The first day of April saw WFS begin passenger and ramp handling for Turkish at Manchester. It is offering a full range of services at the airport, including passenger check-in, gate services, baggage loading and unloading, cargo delivery to and from the aircraft, aircraft dispatch, operations and weight and balance.

In another recent development, far to the south WFS has concluded a long-term partnership deal with Wings Flight Services in Tanzania to operate a new cargo terminal at Dar es Salaam’s Julius Nyerere International Airport. The terminal is expected to open for business on 1 September.

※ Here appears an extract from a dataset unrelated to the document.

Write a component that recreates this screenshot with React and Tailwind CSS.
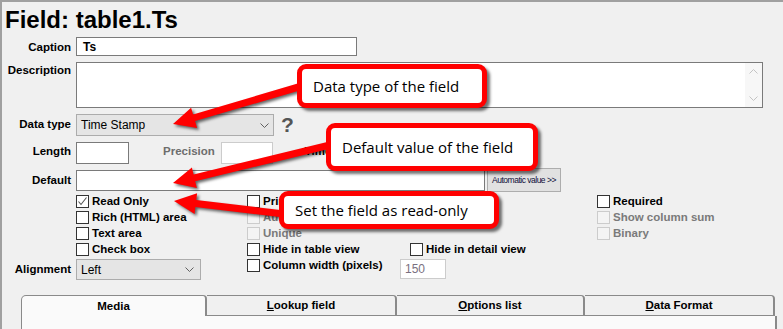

The partners are also tendering to take on passenger and ground handling at the gateway. According to Barry Nassberg, chief operating officer at WFS, working with Wings Flight Services represents an excellent opportunity to establish the WFS brand in Tanzania. He added that he looked forward to offering “a much-needed, high quality air cargo – and hopefully passenger and ramp – handling product at this important airport gateway in Africa”.

And then, in April, WFS announced that it had grown its passenger handling business in North America with four new contracts covering Columbia (Missouri), Trenton (New Jersey) and Newark. It has inked a three-year deal to handle American Eagle’s three flights a day operation to Chicago and Dallas/Fort Worth in Colombia and, also in Missouri, WFS will be undertaking Frontier Airlines’ passenger and ramp handling on the carrier’s twice-weekly flights to Orlando.

Frontier has also opted for WFS to handle both its passengers and on the ramp at Trenton. Frontier flies twice-daily flights to Florida from the New Jersey gateway. The contract covers a period of three years.

Finally, Virgin America has turned to WFS for ramp, cabin and de-icing services in regards to its inaugural flights to Newark. The carrier is planning six flights a day to San Francisco and Los Angeles. WFS will also provide services to Virgin America at Washington National Airport, the handler has confirmed.